Выждав, когда усмиренный Кямиль выйдет, Рауф как бы между прочим уверил нахохлившегося старика, что зашел в гости без всякой специальной цели, а только по потребности в содержательной беседе, наподобие той, что состоялась в прошлый раз - с читкой отрывков из захватывающе интересной книги. Это заметно улучшило настроение тестя.
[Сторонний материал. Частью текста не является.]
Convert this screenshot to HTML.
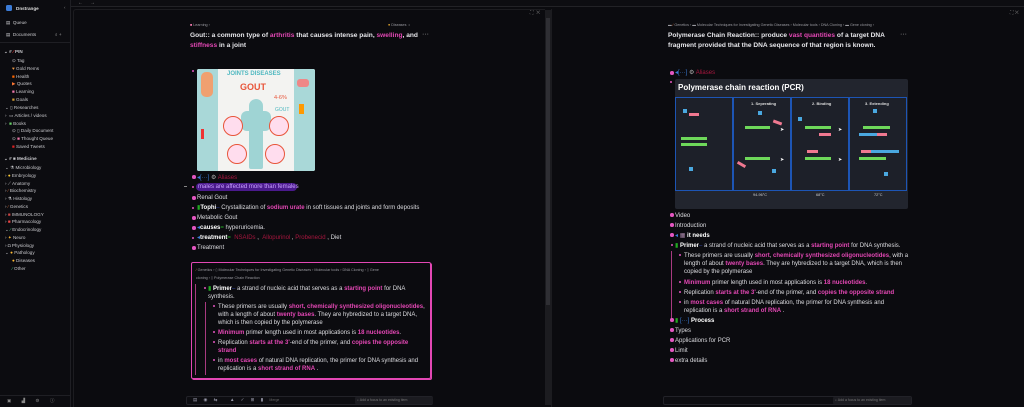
<!DOCTYPE html>
<html><head><meta charset="utf-8"><style>
*{margin:0;padding:0;box-sizing:border-box}
body{width:1024px;height:407px;background:#0b0b0f;font-family:"Liberation Sans",sans-serif;color:#d8d8dc;position:relative;overflow:hidden}
.a{position:absolute;white-space:nowrap}
.sb{font-size:4.6px;color:#c8c8cc}
.t{font-size:6px;color:#dcdce0;line-height:8px}
.p{color:#e347b4;font-weight:bold}
.r{color:#a8163e}
.b{font-weight:bold;color:#fff}
.dot{position:absolute;width:3.6px;height:3.6px;border-radius:50%;background:#e356c0}
.sd{position:absolute;width:2.2px;height:2.2px;border-radius:50%;background:#e356c0}
.ttl{font-size:6.6px;font-weight:bold;color:#e6e6ea;line-height:10px}
.bc{font-size:3.7px;color:#9a9aa0}
.st{position:absolute;height:3px}
</style></head><body>
<div class="a" style="left:0;top:0;width:1024px;height:7px;background:#0d0d11;border-bottom:1px solid #222226"></div>
<div class="a" style="left:78px;top:0;font-size:5px;color:#888">←</div>
<div class="a" style="left:90px;top:0;font-size:5px;color:#888">→</div>
<div class="a" style="left:0;top:0;width:71px;height:407px;background:#0c0c10;border-right:1px solid #1f1f24"></div>
<div class="a" style="left:6px;top:5px;width:6px;height:6px;background:#3b7bd6;border-radius:1.5px"></div>
<div class="a sb" style="left:16px;top:6px;font-weight:bold;color:#ddd">Dnstrange</div>
<div class="a sb" style="left:64px;top:5px;color:#888">‹</div>
<div class="a sb" style="left:6px;top:20px">▤ &nbsp;Queue</div>
<div class="a sb" style="left:6px;top:32px">▤ &nbsp;Documents</div>
<div class="a sb" style="left:55px;top:32px;color:#999">⌕ +</div>
<div class="a" style="left:0;top:42px;width:71px;height:1px;background:#1f1f24"></div>
<div class="a sb" style="left:4px;top:49px;font-weight:bold">⌄ # <span style="color:#e33">⁄</span> PIN</div>
<div class="a sb" style="left:12px;top:57px;line-height:7.75px">⊙ Tag<br><span style="color:#e94">♥</span> Gold Rems<br><span style="color:#f60">■</span> Health<br><span style="color:#f73">▶</span> Quotes<br><span style="color:#e7a">■</span> Learning<br><span style="color:#c93">■</span> Goals</div>
<div class="a sb" style="left:5px;top:104px;line-height:7.75px">⌄ ▯ Researches<br>› &nbsp;▭ Articles / videos<br>› &nbsp;<span style="color:#6c6">■</span> Books</div>
<div class="a sb" style="left:12px;top:127px;line-height:7.75px">⊙ ▯ Daily Document<br>⊙ <span style="color:#e7a">■</span> Thought Queue<br><span style="color:#d22">■</span> Saved Tweets</div>
<div class="a sb" style="left:4px;top:156px;font-weight:bold">⌄ # ■ Medicine</div>
<div class="a sb" style="left:5px;top:164px;line-height:7.75px">⌄ ⚗ Microbiology<br>› <span style="color:#fc3">●</span> Embryology<br>› ⟋ Anatomy<br>› <span style="color:#c63">⁄</span> Biochemistry<br>› ⚗ Histology<br>› <span style="color:#c63">⁄</span> Genetics<br>› <span style="color:#c44">■</span> IMMUNOLOGY<br>› <span style="color:#e44">■</span> Pharmacology<br>⌄ <span style="color:#4c8">⁄</span> Endocrinology<br>› <span style="color:#fb3">✦</span> Neuro<br>› ◘ Physiology<br>⌄ <span style="color:#fb3">●</span> Pathology</div>
<div class="a sb" style="left:12px;top:257px;line-height:7.75px"><span style="color:#fb3">●</span> Diseases<br><span style="color:#4c8">⁄</span> Other</div>
<div class="a" style="left:0;top:395px;width:71px;height:1px;background:#1f1f24"></div>
<div class="a sb" style="left:7px;top:398px;color:#888;word-spacing:9px">▣ ▟ ⚙ ⓘ</div>

<div class="a" style="left:73px;top:9px;width:472px;height:398px;border-left:1px solid #1c1c20;border-top:1px solid #1c1c20;border-radius:3px 0 0 0"></div>
<div class="a" style="left:530px;top:10px;font-size:5px;color:#777">⛶ &nbsp;✕</div>
<div class="a" style="left:545px;top:10px;width:6px;height:395px;background:#1c1c20"></div>
<div class="a" style="left:546px;top:18px;width:4px;height:287px;background:#2f2f34"></div>
<div class="a" style="left:551px;top:9px;width:1px;height:398px;background:#1c1c20"></div>
<div class="a bc" style="left:190px;top:23px"><span style="color:#e7a">■</span> Learning ›</div>
<div class="a bc" style="left:388px;top:23px"><span style="color:#fb3">●</span> Diseases &nbsp;•</div>
<div class="a ttl" style="left:190px;top:31px">Gout:: a common type of <span class="p">arthritis</span> that causes intense pain, <span class="p">swelling</span>, and<br><span class="p">stiffness</span> in a joint</div>
<div class="a" style="left:422px;top:31px;font-size:7px;color:#aaa">···</div>
<div class="sd" style="left:192px;top:70px"></div>
<div class="a" style="left:197px;top:69px;width:118px;height:102px;background:#f3f3f1;border-radius:2px;overflow:hidden">
 <div class="a" style="left:0;top:0;width:21px;height:102px;background:#a9d8d8"></div>
 <div class="a" style="left:97px;top:0;width:21px;height:102px;background:#a9d8d8"></div>
 <div class="a" style="left:4px;top:3px;width:12px;height:25px;background:#f0a070;border-radius:5px"></div>
 <div class="a" style="left:30px;top:2px;font-size:6px;font-weight:bold;color:#4fb8c0">JOINTS DISEASES</div>
 <div class="a" style="left:43px;top:13px;font-size:9px;font-weight:bold;color:#e8553a">GOUT</div>
 <div class="a" style="left:77px;top:26px;font-size:5.5px;color:#e8553a">4-6%</div>
 <div class="a" style="left:78px;top:38px;font-size:5px;color:#4fb8c0">GOUT</div>
 <div class="a" style="left:52px;top:30px;width:14px;height:70px;background:#9fd4d4;border-radius:7px 7px 2px 2px"></div>
 <div class="a" style="left:44px;top:42px;width:30px;height:20px;background:#9fd4d4;border-radius:6px"></div>
 <div class="a" style="left:26px;top:47px;width:20px;height:20px;border:1.5px solid #e8553a;border-radius:50%;background:#fde"></div>
 <div class="a" style="left:72px;top:47px;width:20px;height:20px;border:1.5px solid #e8553a;border-radius:50%;background:#fde"></div>
 <div class="a" style="left:30px;top:75px;width:20px;height:20px;border:1.5px solid #e8553a;border-radius:50%;background:#fde"></div>
 <div class="a" style="left:68px;top:75px;width:20px;height:20px;border:1.5px solid #e8553a;border-radius:50%;background:#fde"></div>
 <div class="a" style="left:100px;top:10px;width:12px;height:8px;background:#e88;border-radius:3px"></div>
 <div class="a" style="left:102px;top:35px;width:5px;height:10px;background:#f90"></div>
 <div class="a" style="left:4px;top:60px;width:3px;height:10px;background:#e33"></div>
</div>
<div class="dot" style="left:192px;top:175px"></div>
<div class="a t" style="left:197px;top:174px"><span style="color:#3a7bd5">◂[···]</span> <span style="color:#aaa">⚙</span> <span class="r">Aliases</span></div>
<div class="sd" style="left:192px;top:186px"></div>
<div class="a" style="left:184px;top:186px;width:3px;height:1px;background:#888"></div>
<div class="a" style="left:196px;top:183px;width:101px;height:8px;background:#4a1a8c;border-radius:4px"></div>
<div class="a t" style="left:198px;top:183px;color:#c9a0ff">males are affected more than females</div>
<div class="dot" style="left:192px;top:196px"></div>
<div class="a t" style="left:197px;top:194px">Renal Gout</div>
<div class="sd" style="left:192px;top:207px"></div>
<div class="a t" style="left:197px;top:204px"><span style="color:#2a2">▮</span><span class="b">Tophi</span><span style="color:#34a">–</span> Crystallization of <span class="p">sodium urate</span> in soft tissues and joints and form deposits</div>
<div class="dot" style="left:192px;top:216px"></div>
<div class="a t" style="left:197px;top:214px">Metabolic Gout</div>
<div class="dot" style="left:192px;top:226px"></div>
<div class="a t" style="left:197px;top:224px"><span style="color:#3a7bd5">◂</span><span class="b">causes</span><span style="color:#2a2">=</span> hyperuricemia.</div>
<div class="sd" style="left:192px;top:237px"></div>
<div class="a t" style="left:197px;top:234px"><span style="color:#3a7bd5">◂</span><span class="b">treatment</span><span style="color:#2a2">=</span> &nbsp;<span class="r">NSAIDs</span> , &nbsp;<span class="r">Allopurinol</span> , <span class="r">Probenecid</span> , Diet</div>
<div class="dot" style="left:192px;top:246px"></div>
<div class="a t" style="left:197px;top:244px">Treatment</div>
<div class="a" style="left:191px;top:262px;width:240px;height:117px;border:1px solid #e347b4;border-radius:2px;box-shadow:1px 1px 0 #e347b4"></div>
<div class="a bc" style="left:196px;top:268px"><span style="color:#c63">⁄</span> Genetics › ▯ Molecular Techniques for Investigating Genetic Diseases › Molecular tools › DNA Cloning › ▯ Gene</div>
<div class="a bc" style="left:196px;top:276px">cloning › ▯ Polymerase Chain Reaction</div>
<div class="a" style="left:195px;top:284px;width:1px;height:91px;background:#a83a80"></div>
<div class="sd" style="left:204px;top:287px"></div>
<div class="a t" style="left:208px;top:285px"><span style="color:#2a2">▮</span> <span class="b">Primer</span><span style="color:#34a">–</span> a strand of nucleic acid that serves as a <span class="p">starting point</span> for DNA<br>synthesis.</div>
<div class="a" style="left:205px;top:302px;width:1px;height:73px;background:#a83a80"></div>
<div class="sd" style="left:213px;top:305px"></div>
<div class="a t" style="left:218px;top:303px">These primers are usually <span class="p">short, chemically synthesized oligonucleotides</span>,<br>with a length of about <span class="p">twenty bases</span>. They are hybredized to a target DNA,<br>which is then copied by the polymerase</div>
<div class="sd" style="left:213px;top:331px"></div>
<div class="a t" style="left:218px;top:329px"><span class="p">Minimum</span> primer length used in most applications is <span class="p">18 nucleotides</span>.</div>
<div class="sd" style="left:213px;top:341px"></div>
<div class="a t" style="left:218px;top:339px">Replication <span class="p">starts at the 3'</span>-end of the primer, and <span class="p">copies the opposite</span><br><span class="p">strand</span></div>
<div class="sd" style="left:213px;top:359px"></div>
<div class="a t" style="left:218px;top:357px">in <span class="p">most cases</span> of natural DNA replication, the primer for DNA synthesis and<br>replication is a <span class="p">short strand of RNA</span> .</div>
<div class="a" style="left:186px;top:396px;width:247px;height:9px;border:1px solid #222228;border-radius:2px;background:#0d0d11"></div>
<div class="a" style="left:193px;top:397px;font-size:4.5px;color:#99a;word-spacing:5px">▤ ◉ ⇆ &nbsp;▲ ✓ ⊞ ▮ <span style="font-size:3.5px;color:#666">Merge</span></div>
<div class="a" style="left:355px;top:397px;width:78px;height:7px;background:#1b1b20;border-radius:1px"></div>
<div class="a" style="left:357px;top:398px;font-size:3.5px;color:#777">⌕ Add a focus to an existing item</div>

<div class="a" style="left:1010px;top:10px;font-size:5px;color:#777">⛶ ✕</div>
<div class="a bc" style="left:668px;top:23px">▬ <span style="color:#c63">⁄</span> Genetics › ▬ Molecular Techniques for Investigating Genetic Diseases › Molecular tools › DNA Cloning › ▬ Gene cloning ›</div>
<div class="a ttl" style="left:668px;top:31px">Polymerase Chain Reaction:: produce <span class="p">vast quantities</span> of a target DNA<br>fragment provided that the DNA sequence of that region is known.</div>
<div class="a" style="left:900px;top:31px;font-size:7px;color:#aaa">···</div>
<div class="dot" style="left:670px;top:71px"></div>
<div class="a t" style="left:675px;top:69px"><span style="color:#3a7bd5">◂[···]</span> <span style="color:#aaa">⚙</span> <span class="r">Aliases</span></div>
<div class="sd" style="left:670px;top:81px"></div>
<div class="a" style="left:675px;top:79px;width:233px;height:130px;background:#22252e;border-radius:2px;overflow:hidden">
 <div class="a" style="left:3px;top:4px;font-size:8px;font-weight:bold;color:#fff">Polymerase chain reaction (PCR)</div>
 <div class="a" style="left:0;top:18px;width:58px;height:94px;border:1px solid #1d55b5;background:#1d2029"></div>
 <div class="a" style="left:58px;top:18px;width:58px;height:94px;border:1px solid #1d55b5;background:#1d2029"></div>
 <div class="a" style="left:116px;top:18px;width:58px;height:94px;border:1px solid #1d55b5;background:#1d2029"></div>
 <div class="a" style="left:174px;top:18px;width:58px;height:94px;border:1px solid #1d55b5;background:#1d2029"></div>
 <div class="a" style="left:76px;top:22px;font-size:4px;font-weight:bold;color:#ddd">1. Seperating</div>
 <div class="a" style="left:137px;top:22px;font-size:4px;font-weight:bold;color:#ddd">2. Binding</div>
 <div class="a" style="left:190px;top:22px;font-size:4px;font-weight:bold;color:#ddd">3. Extending</div>
 <div class="st" style="left:6px;top:58px;width:26px;background:#6ed85a"></div>
 <div class="st" style="left:6px;top:64px;width:26px;background:#6ed85a"></div>
 <div class="st" style="left:14px;top:34px;width:10px;background:#f07890"></div>
 <div class="st" style="left:70px;top:47px;width:25px;background:#6ed85a"></div>
 <div class="st" style="left:70px;top:78px;width:25px;background:#6ed85a"></div>
 <div class="st" style="left:98px;top:42px;width:9px;background:#f07890;transform:rotate(20deg)"></div>
 <div class="st" style="left:62px;top:84px;width:9px;background:#f07890;transform:rotate(30deg)"></div>
 <div class="st" style="left:130px;top:47px;width:26px;background:#6ed85a"></div>
 <div class="st" style="left:144px;top:54px;width:12px;background:#f07890"></div>
 <div class="st" style="left:130px;top:78px;width:26px;background:#6ed85a"></div>
 <div class="st" style="left:132px;top:71px;width:11px;background:#f07890"></div>
 <div class="st" style="left:188px;top:47px;width:27px;background:#6ed85a"></div>
 <div class="st" style="left:184px;top:54px;width:28px;background:#4aa8e0"></div>
 <div class="st" style="left:202px;top:54px;width:10px;background:#f07890"></div>
 <div class="st" style="left:186px;top:71px;width:38px;background:#4aa8e0"></div>
 <div class="st" style="left:186px;top:71px;width:10px;background:#f07890"></div>
 <div class="st" style="left:184px;top:78px;width:27px;background:#6ed85a"></div>
 <div class="a" style="left:8px;top:30px;width:4px;height:4px;background:#4aa8e0"></div>
 <div class="a" style="left:14px;top:88px;width:4px;height:4px;background:#4aa8e0"></div>
 <div class="a" style="left:83px;top:32px;width:4px;height:4px;background:#4aa8e0"></div>
 <div class="a" style="left:97px;top:90px;width:4px;height:4px;background:#4aa8e0"></div>
 <div class="a" style="left:123px;top:38px;width:4px;height:4px;background:#4aa8e0"></div>
 <div class="a" style="left:198px;top:30px;width:4px;height:4px;background:#4aa8e0"></div>
 <div class="a" style="left:209px;top:93px;width:4px;height:4px;background:#4aa8e0"></div>
 <div class="a" style="left:105px;top:48px;font-size:5px;color:#fff">➤</div>
 <div class="a" style="left:105px;top:78px;font-size:5px;color:#fff">➤</div>
 <div class="a" style="left:163px;top:48px;font-size:5px;color:#fff">➤</div>
 <div class="a" style="left:163px;top:78px;font-size:5px;color:#fff">➤</div>
 <div class="a" style="left:78px;top:114px;font-size:3.8px;color:#ccc">94-96°C</div>
 <div class="a" style="left:141px;top:114px;font-size:3.8px;color:#ccc">68°C</div>
 <div class="a" style="left:199px;top:114px;font-size:3.8px;color:#ccc">72°C</div>
</div>
<div class="dot" style="left:670px;top:213px"></div>
<div class="a t" style="left:675px;top:212px">Video</div>
<div class="dot" style="left:670px;top:223px"></div>
<div class="a t" style="left:675px;top:222px">Introduction</div>
<div class="dot" style="left:670px;top:233px"></div>
<div class="a t" style="left:675px;top:232px"><span style="color:#3a7bd5">◂</span> <span style="color:#a8a">▦</span> <span class="b">it needs</span></div>
<div class="sd" style="left:671px;top:244px"></div>
<div class="a t" style="left:675px;top:242px"><span style="color:#2a2">▮</span> <span class="b">Primer</span><span style="color:#34a">–</span> a strand of nucleic acid that serves as a <span class="p">starting point</span> for DNA synthesis.</div>
<div class="a" style="left:671px;top:251px;width:1px;height:68px;background:#a83a80"></div>
<div class="sd" style="left:679px;top:254px"></div>
<div class="a t" style="left:684px;top:252px">These primers are usually <span class="p">short</span>, <span class="p">chemically synthesized oligonucleotides</span>, with a<br>length of about <span class="p">twenty bases</span>. They are hybredized to a target DNA, which is then<br>copied by the polymerase</div>
<div class="sd" style="left:679px;top:281px"></div>
<div class="a t" style="left:684px;top:279px"><span class="p">Minimum</span> primer length used in most applications is <span class="p">18 nucleotides</span>.</div>
<div class="sd" style="left:679px;top:291px"></div>
<div class="a t" style="left:684px;top:289px">Replication <span class="p">starts at the 3'</span>-end of the primer, and <span class="p">copies the opposite strand</span></div>
<div class="sd" style="left:679px;top:301px"></div>
<div class="a t" style="left:684px;top:299px">in <span class="p">most cases</span> of natural DNA replication, the primer for DNA synthesis and<br>replication is a <span class="p">short strand of RNA</span> .</div>
<div class="dot" style="left:670px;top:318px"></div>
<div class="a t" style="left:675px;top:317px"><span style="color:#2a2">▮</span> <span style="color:#3a7bd5">[···]</span> <span class="b">Process</span></div>
<div class="dot" style="left:670px;top:328px"></div>
<div class="a t" style="left:675px;top:327px">Types</div>
<div class="dot" style="left:670px;top:338px"></div>
<div class="a t" style="left:675px;top:337px">Applications for PCR</div>
<div class="dot" style="left:670px;top:348px"></div>
<div class="a t" style="left:675px;top:347px">Limit</div>
<div class="dot" style="left:670px;top:358px"></div>
<div class="a t" style="left:675px;top:357px">extra details</div>
<div class="a" style="left:663px;top:396px;width:249px;height:9px;border:1px solid #222228;border-radius:2px;background:#0d0d11"></div>
<div class="a" style="left:833px;top:397px;width:78px;height:7px;background:#1b1b20;border-radius:1px"></div>
<div class="a" style="left:835px;top:398px;font-size:3.5px;color:#777">⌕ Add a focus to an existing item</div>
</body></html>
Следующие сорок - пятьдесят минут Рауф без всякого удовольствия вынужден был присутствовать при разговоре, бессмысленном, по его мнению, как с научной, так и с житейской точки зрения. В том, что вся беседа есть не что иное, как сплошное словоблудие, прикрытое для отвода глаз всякими научными терминами, он убедился в конце, когда Кямиль проговорился, что по техническим причинам эксперимент, о котором с таким увлечением спорили дядя и племянник, в лучшем случае будет поставлен не раньше, чем лет через двадцать. Рауф давно уже понял, что люди, подобные родственникам его жены, при всех своих способностях и уме, именно потому беспомощны в устройстве своего благополучия, что им 'не хватает времени на всевозможные житейские мелочи, на то, чтобы поймать удобный случай или придумать какое-нибудь хитроумное средство, которое улучшило бы их благосостояние, ибо тратят они свои силы на бесполезные вещи. И еще он понял, что умный человек может извлечь немалую выгоду из умелого использования вышеназванных обстоятельств, и со временем полностью овладел этим умением.